_The problem_
Repeat the lines exactly from the line that contains "Give me the" through the line that contains "border border-[#767676] rounded-[3px]"; leave images out and add nothing.

_Given entries_
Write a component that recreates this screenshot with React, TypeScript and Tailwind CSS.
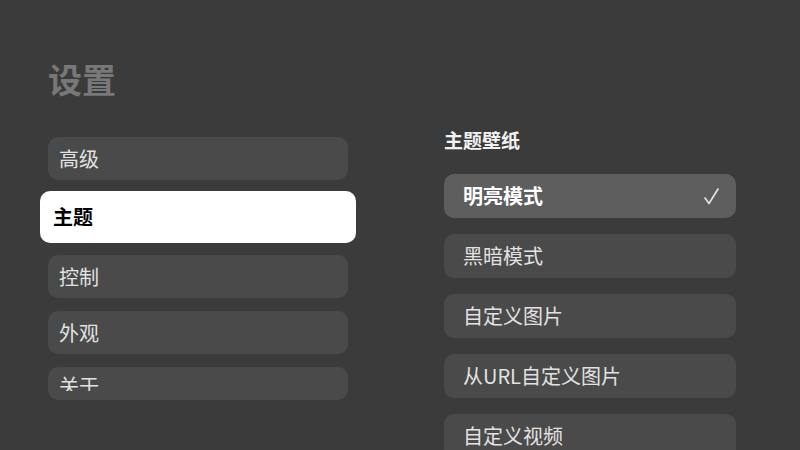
import React from "react";

const font = { fontFamily: '"Noto Sans CJK SC", "Noto Sans", sans-serif' };

function LeftItem({ label }: { label: string }) {
  return (
    <div className="h-[43px] shrink-0 rounded-[10px] bg-[#4a4a4a] flex items-center pl-[11px] text-[20px] text-[#e2e2e2] leading-none">
      {label}
    </div>
  );
}

function RightItem({ label, selected }: { label: string; selected?: boolean }) {
  return (
    <div
      className={
        selected
          ? "h-[44px] shrink-0 rounded-[10px] bg-[#5e5e5e] flex items-center justify-between pl-[19px] pr-[16px] text-[20px] font-bold text-white leading-none"
          : "h-[44px] shrink-0 rounded-[10px] bg-[#4a4a4a] flex items-center pl-[19px] text-[20px] text-[#e2e2e2] leading-none"
      }
    >
      <span>{label}</span>
      {selected && (
        <svg width="16" height="17" viewBox="0 0 16 17">
          <polyline points="1,10 5,15.5 14,1" fill="none" stroke="#e6e6e6" strokeWidth="1.6" strokeLinecap="round" strokeLinejoin="round" />
        </svg>
      )}
    </div>
  );
}

export default function App() {
  return (
    <div className="w-[800px] h-[450px] overflow-hidden bg-[#3b3b3b] flex" style={font}>
      <div className="w-[300px] ml-[48px] flex flex-col">
        <div className="mt-[59px] h-[40px] text-[34px] font-bold text-[#787878] leading-none flex items-center">设置</div>
        <div className="mt-[38px] flex flex-col">
          <LeftItem label="高级" />
          <div className="mt-[11px] -mx-[8px] h-[52px] rounded-[10px] bg-white flex items-center pl-[13px] text-[20px] font-bold text-black leading-none">
            主题
          </div>
          <div className="mt-[12px]">
            <LeftItem label="控制" />
          </div>
          <div className="mt-[13px]">
            <LeftItem label="外观" />
          </div>
          <div className="mt-[13px] h-[33px] rounded-[10px] bg-[#4a4a4a] pl-[11px] pt-[9px] overflow-hidden">
            <div className="h-[15px] overflow-hidden text-[20px] text-[#e2e2e2] leading-none">关于</div>
          </div>
        </div>
      </div>
      <div className="w-[292px] ml-[96px] flex flex-col">
        <div className="mt-[130px] text-[19px] font-bold text-[#f2f2f2] leading-none">主题壁纸</div>
        <div className="mt-[25px] flex flex-col gap-[16px]">
          <RightItem label="明亮模式" selected />
          <RightItem label="黑暗模式" />
          <RightItem label="自定义图片" />
          <RightItem label="从URL自定义图片" />
          <RightItem label="自定义视频" />
        </div>
      </div>
    </div>
  );
}
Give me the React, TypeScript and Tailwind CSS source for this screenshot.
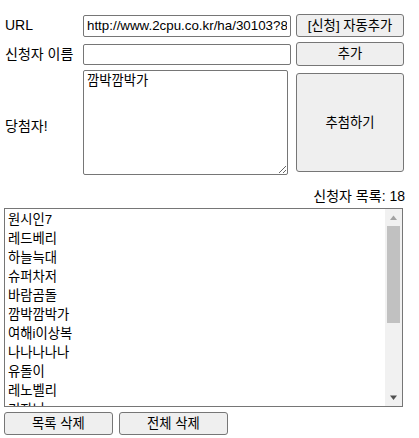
import React from "react";

// only the rows that fit in the visible part of the list box
const applicants = [
  "원시인7",
  "레드베리",
  "하늘늑대",
  "슈퍼차저",
  "바람곰돌",
  "깜박깜박가",
  "여해i이상복",
  "나나나나나",
  "유돌이",
  "레노벨리",
  "기자니",
];

const btn =
  "bg-[#efefef] border border-[#767676] rounded-[3px] text-black text-[13.33px] leading-none";

const App = () => {
  return (
    <div className="w-[419px] h-[438px] bg-white text-black font-['Liberation_Sans','Noto_Sans_CJK_KR',sans-serif] pt-[14px] pl-[4px] overflow-hidden">
      <div className="flex items-center h-[23px]">
        <span className="w-[79px] pl-[1px] text-[14px]">URL</span>
        <input
          readOnly
          value="http://www.2cpu.co.kr/ha/30103?8"
          className="w-[208px] h-[22px] border border-[#767676] rounded-[2px] px-[3px] text-[13.33px] outline-none overflow-hidden"
        />
        <button className={`${btn} ml-[5px] w-[108px] h-[23px]`}>
          [신청] 자동추가
        </button>
      </div>
      <div className="flex items-center h-[24px] mt-[5px]">
        <span className="w-[79px] pl-[1px] text-[14px]">신청자 이름</span>
        <input className="w-[208px] h-[21px] border border-[#767676] rounded-[2px] px-[3px] text-[13.33px] outline-none" />
        <button className={`${btn} ml-[5px] w-[108px] h-[24px]`}>추가</button>
      </div>
      <div className="flex items-center mt-[4px] h-[105px]">
        <span className="w-[79px] pl-[1px] pt-[8px] text-[14px]">당첨자!</span>
        <textarea
          readOnly
          value="깜박깜박가"
          className="w-[205px] h-[105px] border border-[#767676] rounded-[2px] px-[3px] py-[1px] text-[13.33px] leading-[17px] outline-none"
        />
        <button className={`${btn} ml-[8px] w-[108px] h-[99px]`}>추첨하기</button>
      </div>
      <div className="flex justify-end pr-[14px] mt-[11px] h-[20px] items-center text-[14px]">
        신청자 목록: 18
      </div>
      <div className="flex w-[399px] h-[199px] mt-[2px] border border-[#767676]">
        <ul className="flex-1 overflow-hidden pl-[3px] pt-[1px] text-[13.33px] leading-[19px]">
          {applicants.map((a) => (
            <li key={a}>{a}</li>
          ))}
        </ul>
        <div className="w-[17px] bg-[#f1f1f1] flex flex-col items-center">
          <svg width="17" height="17" viewBox="0 0 17 17">
            <path d="M5 11 L8.5 6.5 L12 11 Z" fill="#a3a3a3" />
          </svg>
          <div className="w-[13px] h-[97px] bg-[#c1c1c1]" />
          <div className="flex-1" />
          <svg width="17" height="17" viewBox="0 0 17 17">
            <path d="M5 6.5 L8.5 11 L12 6.5 Z" fill="#505050" />
          </svg>
        </div>
      </div>
      <div className="flex gap-[6px] mt-[5px]">
        <button className={`${btn} w-[109px] h-[23px]`}>목록 삭제</button>
        <button className={`${btn} w-[109px] h-[23px]`}>전체 삭제</button>
      </div>
    </div>
  );
};

export default App;
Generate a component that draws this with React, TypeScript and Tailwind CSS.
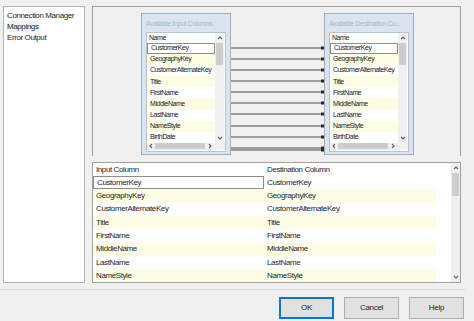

_Expected answer_
Give me the React, TypeScript and Tailwind CSS source for this screenshot.
import React from "react";

// only the rows that fit in the visible part of the list box
const applicants = [
  "원시인7",
  "레드베리",
  "하늘늑대",
  "슈퍼차저",
  "바람곰돌",
  "깜박깜박가",
  "여해i이상복",
  "나나나나나",
  "유돌이",
  "레노벨리",
  "기자니",
];

const btn =
  "bg-[#efefef] border border-[#767676] rounded-[3px] text-black text-[13.33px] leading-none";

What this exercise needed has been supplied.